Федор Гайда (МГУ) в докладе «Политический контекст приходского вопроса в начале ХХ в.» представил «заметки на полях» монографии Беглова «Православный приход на закате Российской империи». В частности, он обратился к реформе 1808 г., которую Беглов трактует как «закрепощение прихода», что диссонирует с общим настроем александровской эпохи. Задачи духовного просвещения решались за счет сбора средств с приходов, теперь же они «уплывали из рук помещиков» и подчинялись государству. Это было одной из причин приходского кризиса, который вполне созрел к концу Российской империи. Предотвратить этот кризис не смогло столыпинское реформирование «по славянофильской модели». По словам докладчика, из-за «чрезмерной политизации» приходского вопроса в начале ХХ века он стал «сверхрезонансным» и «застрял». «Насколько этот вопрос имеет общественную актуальность до сих пор?» – спросил Гайда и сам ответил: «Конечно, имеет: автор (Беглов. – Ред.) доводит исследование до 1917 г. и написал пособие о том, что сейчас делать с приходом».

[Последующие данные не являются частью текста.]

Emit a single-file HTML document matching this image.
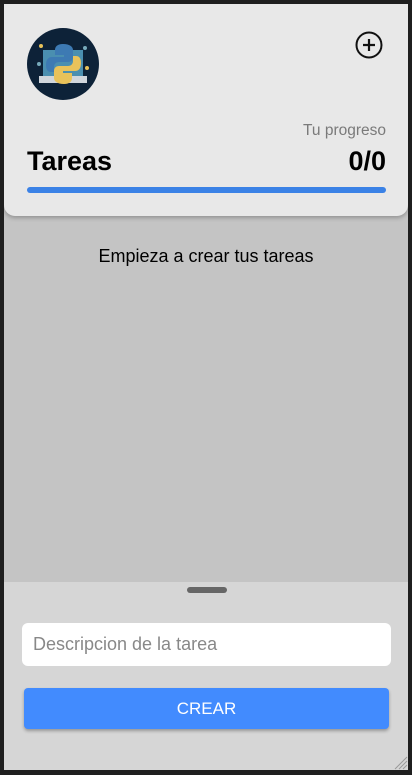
<!DOCTYPE html>
<html><head><meta charset="utf-8"><style>
*{margin:0;padding:0;box-sizing:border-box}
body{width:412px;height:775px;background:#1f1f1f;font-family:"Liberation Sans",Arial,sans-serif;position:relative;overflow:hidden}
.app{position:absolute;left:4px;top:4px;width:404px;height:766px;background:#c4c4c4;overflow:hidden}
.hdr{position:absolute;left:0;top:0;width:404px;height:212px;background:#e8e8e8;border-radius:0 0 11px 11px;box-shadow:0 2px 4px rgba(0,0,0,.25)}
.av{position:absolute;left:23px;top:24px;width:72px;height:72px;border-radius:50%;background:#0d2238;overflow:hidden}
.t{position:absolute;left:23px;top:142px;font-size:27px;font-weight:bold;color:#000}
.n{position:absolute;right:22px;top:142px;font-size:27px;font-weight:bold;color:#000}
.p{position:absolute;right:22px;top:118px;font-size:15.5px;color:#7a7a7a}
.bar{position:absolute;left:23px;top:183px;width:359px;height:6px;border-radius:3px;background:#3b82e6}
.msg{position:absolute;left:0;width:404px;top:242px;text-align:center;font-size:18px;color:#000}
.bot{position:absolute;left:0;top:578px;width:404px;height:188px;background:#d6d6d6}
.h{position:absolute;left:183px;top:5px;width:40px;height:6px;border-radius:3px;background:#666}
.in{position:absolute;left:18px;top:41px;width:369px;height:43px;background:#fff;border-radius:6px;font-size:18px;color:#888;padding:11px 0 0 11px}
.btn{position:absolute;left:20px;top:106px;width:365px;height:41px;background:#428bfe;border-radius:4px;box-shadow:0 2px 3px rgba(0,0,0,.3);color:#fff;font-size:17px;text-align:center;line-height:41px}
</style></head><body>
<div class="app">
<div class="hdr">
<div class="av"><svg width="72" height="72" viewBox="0 0 72 72">
<rect x="16" y="22" width="40" height="26" fill="#4a8fb0"/>
<rect x="12" y="48" width="48" height="7" fill="#d0d6dc"/>
<path d="M36 16c-6 0-8 3-8 6v5h9v2H25c-4 0-6 3-6 8s2 7 5 7h3v-5c0-3 2-5 5-5h9c3 0 5-2 5-5v-7c0-3-3-6-10-6z" fill="#3d7ab3"/>
<path d="M37 56c6 0 8-3 8-6v-5h-9v-2h12c4 0 6-3 6-8s-2-7-5-7h-3v5c0 3-2 5-5 5h-9c-3 0-5 2-5 5v7c0 3 3 6 10 6z" fill="#e8c25a"/>
<circle cx="14" cy="18" r="2" fill="#e8c25a"/><circle cx="58" cy="20" r="2" fill="#7ab"/><circle cx="12" cy="36" r="2" fill="#7ab"/><circle cx="60" cy="40" r="2" fill="#e8c25a"/>
</svg></div>
<svg style="position:absolute;left:351px;top:27px" width="28" height="28" viewBox="0 0 28 28"><circle cx="14" cy="14" r="12.5" fill="none" stroke="#111" stroke-width="2"/><path d="M14 8v12M8 14h12" stroke="#111" stroke-width="2.2"/></svg>
<div class="p">Tu progreso</div>
<div class="t">Tareas</div>
<div class="n">0/0</div>
<div class="bar"></div>
</div>
<div class="msg">Empieza a crear tus tareas</div>
<div class="bot">
<div class="h"></div>
<div class="in">Descripcion de la tarea</div>
<div class="btn">CREAR</div>
<svg style="position:absolute;right:0;bottom:0" width="16" height="16"><path d="M15 3L3 15M15 7L7 15M15 11L11 15" stroke="#999" stroke-width="1"/></svg>
</div>
</div>
</body></html>
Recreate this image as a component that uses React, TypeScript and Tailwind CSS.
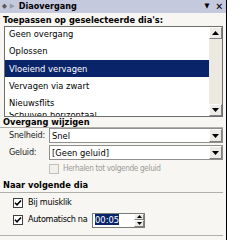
import React from "react";

const font = { fontFamily: '"DejaVu Sans Condensed", "DejaVu Sans", Tahoma, sans-serif' };

function Arrow({ dir }: { dir: "up" | "down" }) {
  return (
    <svg width="7" height="4" viewBox="0 0 7 4">
      {dir === "down" ? <path d="M0 0h7L3.5 4z" fill="#000" /> : <path d="M0 4h7L3.5 0z" fill="#000" />}
    </svg>
  );
}

function DropBtn() {
  return (
    <div className="w-[13px] self-stretch flex items-center justify-center bg-[#ecebe6] border border-t-white border-l-white border-r-[#808080] border-b-[#808080]">
      <Arrow dir="down" />
    </div>
  );
}

function Check({ checked, disabled }: { checked?: boolean; disabled?: boolean }) {
  return (
    <div
      className={`w-[10px] h-[10px] border shrink-0 flex items-center justify-center ${
        disabled ? "border-[#c0bfba] bg-[#f1f0eb]" : "border-[#404040] bg-white"
      }`}
    >
      {checked && (
        <svg width="8" height="8" viewBox="0 0 8 8">
          <path d="M1 3.8l2 2 4-4.3" stroke="#000" strokeWidth="1.6" fill="none" />
        </svg>
      )}
    </div>
  );
}

export default function App() {
  const items = ["Geen overgang", "Oplossen", "Vloeiend vervagen", "Vervagen via zwart", "Nieuwsflits"];
  return (
    <div className="w-[250px] h-[240px] bg-white flex overflow-hidden text-[9.3px] text-black" style={font}>
      <div className="w-[227px] h-full bg-[#f7f6f2] flex flex-col border-r border-black">
        <div className="h-[13px] bg-[#c4c9dd] flex items-center pl-[2px] shrink-0">
          <span className="text-[#5a5a5a] text-[7px] leading-[13px]">◆</span>
          <span className="text-[#9a9a9a] text-[7px] leading-[13px] ml-[3px]">▶</span>
          <span className="font-bold text-[9px] ml-[4px] leading-[13px]">Diaovergang</span>
          <span className="ml-auto text-[7px] leading-[13px]">▼</span>
          <span className="font-bold text-[10px] mr-[3px] ml-[6px] leading-[13px]">✕</span>
        </div>
        <div className="font-bold text-[9.2px] px-[3px] h-[13px] leading-[13px] shrink-0">Toepassen op geselecteerde dia's:</div>
        <div className="ml-[4px] mr-[3px] h-[91px] border border-[#6e6e6e] bg-white flex overflow-hidden shrink-0">
          <div className="flex-1 overflow-hidden">
            <div className="mt-[-2px]">
              {items.map((t, i) => (
                <div
                  key={t}
                  className={`h-[17.4px] flex items-center pl-[4px] ${i === 2 ? "bg-[#0a246a] text-white" : ""}`}
                >
                  {t}
                </div>
              ))}
              <div className="h-[4px] overflow-hidden pl-[4px] leading-[6px]">Schuiven horizontaal</div>
            </div>
          </div>
          <div className="w-[13px] bg-[#ece9e1] flex flex-col justify-between">
            <div className="h-[12px] bg-[#ecebe6] border border-t-white border-l-white border-r-[#808080] border-b-[#808080] flex items-center justify-center">
              <Arrow dir="up" />
            </div>
            <div className="h-[12px] bg-[#ecebe6] border border-t-white border-l-white border-r-[#808080] border-b-[#808080] flex items-center justify-center">
              <Arrow dir="down" />
            </div>
          </div>
        </div>
        <div className="font-bold text-[9.2px] px-[3px] h-[10px] leading-[10px] shrink-0">Overgang wijzigen</div>
        <div className="mr-[3px] h-[1px] bg-[#b0afaa] shrink-0"></div>
        <div className="flex items-center h-[15px] pl-[9px] pr-[3px] shrink-0">
          <span className="w-[40px] text-[#222] text-[9px] tracking-[-0.2px]">Snelheid:</span>
          <div className="flex-1 h-[15px] border border-[#8e8e8a] bg-white flex items-center">
            <span className="flex-1 pl-[2px]">Snel</span>
            <DropBtn />
          </div>
        </div>
        <div className="flex items-center mt-[2px] h-[15px] pl-[9px] pr-[3px] shrink-0">
          <span className="w-[40px] text-[#222] text-[9px] tracking-[-0.2px]">Geluid:</span>
          <div className="flex-1 h-[15px] border border-[#8e8e8a] bg-white flex items-center">
            <span className="flex-1 pl-[2px]">[Geen geluid]</span>
            <DropBtn />
          </div>
        </div>
        <div className="flex items-center gap-[4px] pl-[49px] h-[17px] shrink-0">
          <Check disabled />
          <span className="text-[#9c9b96] text-[8.2px] tracking-[-0.35px]">Herhalen tot volgende geluid</span>
        </div>
        <div className="font-bold text-[9.2px] px-[3px] h-[13px] leading-[13px] mt-[1px] shrink-0">Naar volgende dia</div>
        <div className="mr-[3px] h-[1px] bg-[#b0afaa] mt-[1px] shrink-0"></div>
        <div className="flex items-center pl-[13px] h-[17px] mt-[1px] shrink-0">
          <Check checked />
          <span className="ml-[5px] text-[9px] tracking-[-0.2px]">Bij muisklik</span>
        </div>
        <div className="flex items-center pl-[13px] h-[16px] mt-[1px] shrink-0">
          <Check checked />
          <span className="ml-[5px] w-[64px] whitespace-nowrap text-[9px] tracking-[-0.3px]">Automatisch na</span>
          <div className="w-[53px] h-[15px] border border-[#7a7a76] bg-white flex items-center">
            <div className="flex-1 pl-[2px]">
              <span className="bg-[#0a246a] text-white">00:05</span>
            </div>
            <div className="w-[10px] self-stretch flex flex-col bg-[#ecebe6]">
              <div className="flex-1 flex items-center justify-center border border-t-white border-l-white border-r-[#808080] border-b-[#808080]">
                <svg width="5" height="3" viewBox="0 0 5 3"><path d="M0 3h5L2.5 0z" /></svg>
              </div>
              <div className="flex-1 flex items-center justify-center border border-t-white border-l-white border-r-[#808080] border-b-[#808080]">
                <svg width="5" height="3" viewBox="0 0 5 3"><path d="M0 0h5L2.5 3z" /></svg>
              </div>
            </div>
          </div>
        </div>
        <div className="mr-[3px] h-[1px] bg-[#b0afaa] mt-[7px] shrink-0"></div>
      </div>
    </div>
  );
}
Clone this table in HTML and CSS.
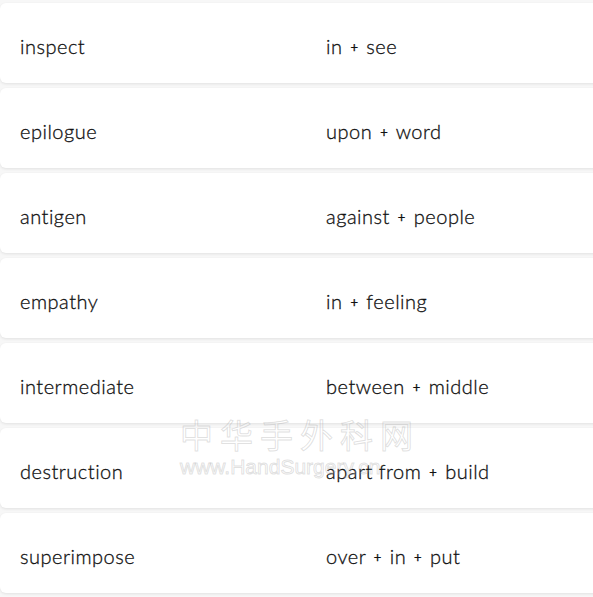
FILE: index.html
```html
<!DOCTYPE html>
<html>
<head>
<meta charset="utf-8">
<link rel="stylesheet" href="styles.css">
</head>
<body>
<div class="watermark">
  <div class="wm-cn">中华手外科网</div>
  <div class="wm-en">www.HandSurgery.cn</div>
</div>
<div class="list">
  <div class="card"><span class="word">inspect</span><span class="meaning">in <span class="plus">+</span> see</span></div>
  <div class="card"><span class="word">epilogue</span><span class="meaning">upon <span class="plus">+</span> word</span></div>
  <div class="card"><span class="word">antigen</span><span class="meaning">against <span class="plus">+</span> people</span></div>
  <div class="card"><span class="word">empathy</span><span class="meaning">in <span class="plus">+</span> feeling</span></div>
  <div class="card"><span class="word">intermediate</span><span class="meaning">between <span class="plus">+</span> middle</span></div>
  <div class="card"><span class="word">destruction</span><span class="meaning">apart from <span class="plus">+</span> build</span></div>
  <div class="card"><span class="word">superimpose</span><span class="meaning">over <span class="plus">+</span> in <span class="plus">+</span> put</span></div>
</div>
</body>
</html>
```
FILE: styles.css
```css
html, body {
  margin: 0;
  padding: 0;
  background: #f7f7f7;
  overflow: hidden;
}
body {
  font-family: Lato, "Noto Sans", sans-serif;
  color: #111;
  position: relative;
  width: 593px;
  height: 597px;
}
.list {
  position: relative;
  display: flex;
  flex-direction: column;
  gap: 5px;
  padding-top: 3px;
}
.card {
  display: grid;
  grid-template-columns: 306px 1fr;
  align-items: center;
  height: 80px;
  margin-right: -20px;
  padding-left: 20px;
  padding-top: 5px;
  box-sizing: border-box;
  background: #fff;
  border-radius: 6px;
  box-shadow: 0 1px 3px rgba(0,0,0,0.09);
  font-size: 20px;
  font-weight: 300;
  letter-spacing: 0.5px;
  -webkit-text-stroke: 0.3px #111;
}
.plus {
  font-size: 13px;
  font-weight: 400;
  position: relative;
  top: -2px;
  padding: 0 2px;
}
.watermark {
  position: absolute;
  z-index: 2;
  left: 180px;
  top: 414px;
  color: transparent;
  -webkit-text-stroke: 1px rgba(160,160,160,0.32);
  pointer-events: none;
}
.wm-cn {
  font-family: "Noto Sans CJK SC", sans-serif;
  font-size: 33px;
  letter-spacing: 7px;
  line-height: 40px;
}
.wm-en {
  font-family: "Liberation Sans", sans-serif;
  font-size: 21px;
  line-height: 26px;
  margin-top: 0px;
}
```
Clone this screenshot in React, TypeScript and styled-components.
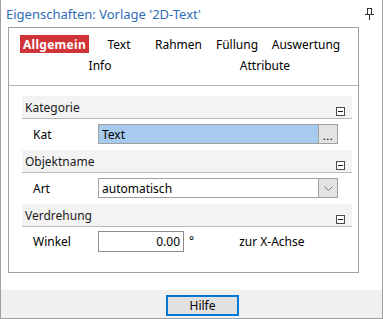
import React from "react";
import styled, { createGlobalStyle } from "styled-components";

const GlobalStyle = createGlobalStyle`
  html, body { margin: 0; padding: 0; background: #ffffff; }
  body { font-family: "Noto Sans", "Segoe UI", sans-serif; font-size: 12px; color: #000; }
  * { box-sizing: border-box; }
`;

const Window = styled.div`
  width: 383px;
  height: 319px;
  border: 1px solid #a0a0a0;
  border-top: none;
  background: #ffffff;
  display: flex;
  flex-direction: column;
`;

const TitleBar = styled.div`
  height: 27px;
  display: flex;
  align-items: center;
  justify-content: space-between;
  padding: 0 8px 0 5px;
`;

const Title = styled.span`
  color: #2f6db5;
  font-size: 13px;
  line-height: 17px;
  margin-top: 1px;
`;

const Panel = styled.div`
  margin-left: 7px;
  width: 351px;
  height: 246px;
  border: 1px solid #a0a0a0;
  display: flex;
  flex-direction: column;
`;

const TabArea = styled.div`
  height: 58px;
  border-bottom: 1px solid #b4b4b4;
  padding: 7px 0 0 11px;
  display: flex;
  flex-direction: column;
  gap: 3px;
`;

const TabRow = styled.div`
  display: flex;
  height: 18px;
`;

const Tab = styled.div<{ $w: number; $ml?: number; $active?: boolean }>`
  width: ${(p) => p.$w}px;
  margin-left: ${(p) => p.$ml ?? 0}px;
  height: 18px;
  display: flex;
  align-items: center;
  justify-content: center;
  white-space: nowrap;
  font-size: 12px;
  background: ${(p) => (p.$active ? "#d13438" : "transparent")};
  color: ${(p) => (p.$active ? "#ffffff" : "#000000")};
  font-weight: ${(p) => (p.$active ? 700 : 400)};
  letter-spacing: ${(p) => (p.$active ? "0.3px" : "0")};
`;

const Content = styled.div`
  padding: 10px 6px 0 13px;
  display: flex;
  flex-direction: column;
`;

const SectionHeader = styled.div`
  height: 23px;
  background: #f3f3f3;
  border-bottom: 1px solid #b9b9b9;
  display: flex;
  align-items: center;
  justify-content: space-between;
  padding: 0 7px 0 3px;
  color: #1a1a1a;
`;

const MinusBox = styled.span`
  align-self: flex-end;
  margin-bottom: 2px;
  width: 9px;
  height: 9px;
  border: 1px solid #4a4a4a;
  background: #ffffff;
  display: flex;
  align-items: center;
  justify-content: center;
  &::after {
    content: "";
    width: 5px;
    height: 1px;
    background: #1a1a1a;
  }
`;

const Row = styled.div<{ $h?: number; $mt?: number }>`
  height: ${(p) => p.$h ?? 20}px;
  margin: ${(p) => p.$mt ?? 5}px 0 6px;
  display: flex;
  align-items: center;
`;

const Label = styled.span`
  width: 76px;
  padding-left: 11px;
`;

const Field = styled.div<{ $w: number; $bg?: string; $border?: string }>`
  width: ${(p) => p.$w}px;
  height: 100%;
  border: 1px solid ${(p) => p.$border ?? "#a0a0a0"};
  background: ${(p) => p.$bg ?? "#ffffff"};
  display: flex;
  align-items: stretch;
`;

const FieldText = styled.span<{ $align?: string }>`
  flex: 1;
  display: flex;
  align-items: center;
  justify-content: ${(p) => (p.$align === "right" ? "flex-end" : "flex-start")};
  padding: 0 3px;
`;

const SideButton = styled.span`
  width: 19px;
  border-left: 1px solid #a0a0a0;
  background: #e3e3e3;
  display: flex;
  align-items: center;
  justify-content: center;
`;

const Dots = styled.span`
  font-size: 11px;
  line-height: 1;
  margin-top: 3px;
  letter-spacing: 0.5px;
`;

const Degree = styled.span`
  margin-left: 5px;
  align-self: flex-start;
  margin-top: 1px;
`;

const Note = styled.span`
  margin-left: 45px;
`;

const ButtonBar = styled.div`
  margin-top: 17px;
  height: 28px;
  background: #f0f0f0;
  padding: 5px 0 0 165px;
`;

const HelpButton = styled.button`
  width: 73px;
  height: 21px;
  border: 2px solid #0078d7;
  background: #e1e1e1;
  font-family: inherit;
  font-size: 12px;
  color: #000;
  padding: 0;
  display: flex;
  align-items: center;
  justify-content: center;
`;

const PinIcon = () => (
  <svg width="9" height="12" viewBox="0 0 9 12" fill="none" stroke="#333" strokeWidth="1" shapeRendering="crispEdges">
    <rect x="2.5" y="0.5" width="4" height="6" />
    <line x1="0" y1="6.5" x2="9" y2="6.5" />
    <line x1="4.5" y1="7" x2="4.5" y2="12" />
  </svg>
);

const Chevron = () => (
  <svg width="9" height="5" viewBox="0 0 9 5" fill="none" stroke="#7a7a7a" strokeWidth="1">
    <polyline points="0.5,0.5 4.5,4.5 8.5,0.5" />
  </svg>
);

export default function App() {
  return (
    <>
      <GlobalStyle />
      <Window>
        <TitleBar>
          <Title>Eigenschaften: Vorlage '2D-Text'</Title>
          <PinIcon />
        </TitleBar>
        <Panel>
          <TabArea>
            <TabRow>
              <Tab $w={69} $active>Allgemein</Tab>
              <Tab $w={60}>Text</Tab>
              <Tab $w={59}>Rahmen</Tab>
              <Tab $w={58}>Füllung</Tab>
              <Tab $w={80}>Auswertung</Tab>
            </TabRow>
            <TabRow>
              <Tab $w={60} $ml={50}>Info</Tab>
              <Tab $w={80} $ml={95}>Attribute</Tab>
            </TabRow>
          </TabArea>
          <Content>
            <SectionHeader>
              <span>Kategorie</span>
              <MinusBox />
            </SectionHeader>
            <Row>
              <Label>Kat</Label>
              <Field $w={240} $bg="#a7caef">
                <FieldText>Text</FieldText>
                <SideButton>
                  <Dots>...</Dots>
                </SideButton>
              </Field>
            </Row>
            <SectionHeader>
              <span>Objektname</span>
              <MinusBox />
            </SectionHeader>
            <Row>
              <Label>Art</Label>
              <Field $w={240}>
                <FieldText>automatisch</FieldText>
                <SideButton>
                  <Chevron />
                </SideButton>
              </Field>
            </Row>
            <SectionHeader>
              <span>Verdrehung</span>
              <MinusBox />
            </SectionHeader>
            <Row $h={21} $mt={4}>
              <Label>Winkel</Label>
              <Field $w={86} $border="#8c8c8c">
                <FieldText $align="right">0.00</FieldText>
              </Field>
              <Degree>°</Degree>
              <Note>zur X-Achse</Note>
            </Row>
          </Content>
        </Panel>
        <ButtonBar>
          <HelpButton>Hilfe</HelpButton>
        </ButtonBar>
      </Window>
    </>
  );
}
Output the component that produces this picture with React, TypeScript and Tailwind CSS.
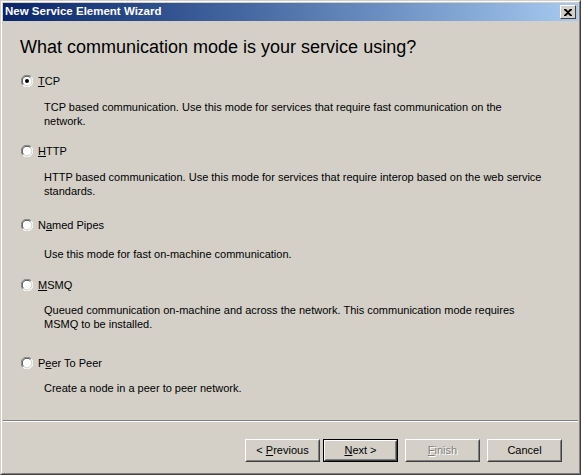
import type { ReactNode } from 'react';

const font = { fontFamily: '"Liberation Sans", Arial, sans-serif' };

function Radio({ checked }: { checked?: boolean }) {
  return (
    <svg width="12" height="12" viewBox="0 0 12 12" className="shrink-0">
      <circle cx="6" cy="6" r="5.5" fill="#ffffff" />
      <path d="M10.2 1.8 A5.5 5.5 0 0 0 1.8 10.2" fill="none" stroke="#808080" strokeWidth="1" />
      <path d="M9.4 2.6 A4.5 4.5 0 0 0 2.6 9.4" fill="none" stroke="#404040" strokeWidth="1" />
      <path d="M1.8 10.2 A5.5 5.5 0 0 0 10.2 1.8" fill="none" stroke="#ffffff" strokeWidth="1" />
      <path d="M2.6 9.4 A4.5 4.5 0 0 0 9.4 2.6" fill="none" stroke="#d4d0c8" strokeWidth="1" />
      {checked && <circle cx="6" cy="6" r="2" fill="#000000" />}
    </svg>
  );
}

type Option = {
  label: ReactNode;
  desc: ReactNode;
  checked?: boolean;
  mt: string;
  descMt: string;
};

const options: Option[] = [
  {
    label: <><u>T</u>CP</>,
    desc: <>TCP based communication. Use this mode for services that require fast communication on the<br />network.</>,
    checked: true,
    mt: 'mt-[17px]',
    descMt: 'mt-[12px]',
  },
  {
    label: <><u>H</u>TTP</>,
    desc: <>HTTP based communication. Use this mode for services that require interop based on the web service<br />standards.</>,
    mt: 'mt-[16px]',
    descMt: 'mt-[12px]',
  },
  {
    label: <>N<u>a</u>med Pipes</>,
    desc: <>Use this mode for fast on-machine communication.</>,
    mt: 'mt-[20px]',
    descMt: 'mt-[15px]',
  },
  {
    label: <><u>M</u>SMQ</>,
    desc: <>Queued communication on-machine and across the network. This communication mode requires<br />MSMQ to be installed.</>,
    mt: 'mt-[17px]',
    descMt: 'mt-[11px]',
  },
  {
    label: <>P<u>e</u>er To Peer</>,
    desc: <>Create a node in a peer to peer network.</>,
    mt: 'mt-[25px]',
    descMt: 'mt-[11px]',
  },
];

function Button({ children, isDefault, disabled, className = '' }: { children: ReactNode; isDefault?: boolean; disabled?: boolean; className?: string }) {
  return (
    <div className={`w-[75px] h-[23px] ${isDefault ? 'border border-black' : ''} ${className}`}>
      <div className="w-full h-full border border-t-white border-l-white border-r-[#404040] border-b-[#404040]">
        <div className="w-full h-full border border-t-[#d4d0c8] border-l-[#d4d0c8] border-r-[#808080] border-b-[#808080] flex items-center justify-center text-[11px]">
          {disabled ? (
            <span className="text-[#808080] [text-shadow:1px_1px_0_#ffffff]">{children}</span>
          ) : (
            <span className="text-black">{children}</span>
          )}
        </div>
      </div>
    </div>
  );
}

export default function App() {
  return (
    <div className="w-[581px] h-[475px] bg-[#d4d0c8] text-black" style={font}>
      <div className="w-full h-full border border-t-[#d4d0c8] border-l-[#d4d0c8] border-r-[#404040] border-b-[#404040]">
        <div className="w-full h-full border border-t-white border-l-white border-r-[#808080] border-b-[#808080] p-px flex flex-col">
          {/* title bar */}
          <div className="h-[18px] shrink-0 flex items-center justify-between pl-[2px] pr-[2px] bg-gradient-to-r from-[#0a246a] to-[#a6caf0]">
            <span className="text-white font-bold text-[11.5px] leading-none">New Service Element Wizard</span>
            <div className="w-[16px] h-[14px] bg-[#d4d0c8] border border-t-white border-l-white border-r-[#404040] border-b-[#404040] flex items-center justify-center">
              <svg width="8" height="7" viewBox="0 0 8 7">
                <path d="M0 0h2l2 2 2-2h2v1L5 3.5 8 6v1H6L4 5 2 7H0V6l3-2.5L0 1z" fill="#000000" />
              </svg>
            </div>
          </div>

          {/* body */}
          <div className="flex-1 flex flex-col">
            <div className="pl-[17px] mt-[16px] text-[18px] leading-[20px]">What communication mode is your service using?</div>
            {options.map((o, i) => (
              <div key={i} className={o.mt}>
                <div className="flex items-center gap-[5px] pl-[18px] h-[14px] text-[11px]">
                  <Radio checked={o.checked} />
                  <span>{o.label}</span>
                </div>
                <div className={`${o.descMt} pl-[41px] text-[11px] leading-[14px]`}>{o.desc}</div>
              </div>
            ))}
          </div>

          {/* separator */}
          <div className="h-[2px] shrink-0 border-t border-t-[#808080] border-b border-b-white" />

          {/* buttons */}
          <div className="h-[50px] shrink-0 flex items-start pt-[17px] pl-[242px]">
            <Button><span>&lt; <u>P</u>revious</span></Button>
            <Button isDefault className="ml-[3px]"><span><u>N</u>ext &gt;</span></Button>
            <Button disabled className="ml-[7px]"><span><u>F</u>inish</span></Button>
            <Button className="ml-[7px]"><span>Cancel</span></Button>
          </div>
        </div>
      </div>
    </div>
  );
}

Священник Илия Соловьев, кандидат исторических наук, посвятил свой доклад проблемам восприятия Поместного собора Российской Православной Церкви 1917–1918 гг. и рассказал о публикации его документов. Как правило, главным решением собора считается восстановление патриаршества, однако докладчик считает иначе: установление соборной модели церковного управления он ставит на первое место. «Патриаршество не рассматривалось собором как самостоятельная единица церковного управления, оно должно было функционировать в системе, гарантировавшей защиту от архиерейского произвола, злоупотреблений разных уровней. Соборность – это нерв Церкви, возможность для каждого ее члена служить ближнему и Богу тем даром, который они получили от Господа», – сказал священник. «Собор обреченных» – так называет о. Илия это уникальное явление в российской истории, имея в виду не только то, что многие соборяне были погублены большевиками, но и то, что они «не понимали кардинального изменения ситуации, что в ближайшее время эти решения востребованы не будут». Но не только в ближайшее время – за сто лет эта «церковная конституция» так и не была воплощена в жизнь. Тем не менее, говоря об огромном значении собора, священник не теряет надежды: «Поскольку собор состоялся в условиях свободной России (он начался после Февральской революции. – Ред.), воплощение его решений возможно только в свободном государстве»/
Станислав Петров (Институт истории СО РАН, Новосибирск) в докладе «Обновленческий церковный раскол во Франции (1920-е годы)» рассказал о попытках большевистской власти насадить обновленцев в православных общинах русского зарубежья с целью «разложения эмиграции, внесения большей смуты, захвата церковной собственности, выявления лояльных». Во Франции обновленческим агентом, выполнявшим задания из Москвы, был протоиерей Сергей Соколовский. Историк обнаружил в архиве его письма советским руководителям, в которых он приносит пламенные клятвы в верности большевистской власти, предлагает меры по углублению внутрицерковных конфликтов в эмиграции и проекты захвата церковной собственности. В результате долгой судебной тяжбы ему не удалось отсудить у митрополита Евлогия ни одного храма. Судьба этого священника причудлива: он служил капелланом во время Первой мировой войны во Франции, был ранен и стал инвалидом, служил под омофором митрополита Евлогия, который лишил его сана, был принят в Московский патриархат, уехал в Литву, где умер католиком.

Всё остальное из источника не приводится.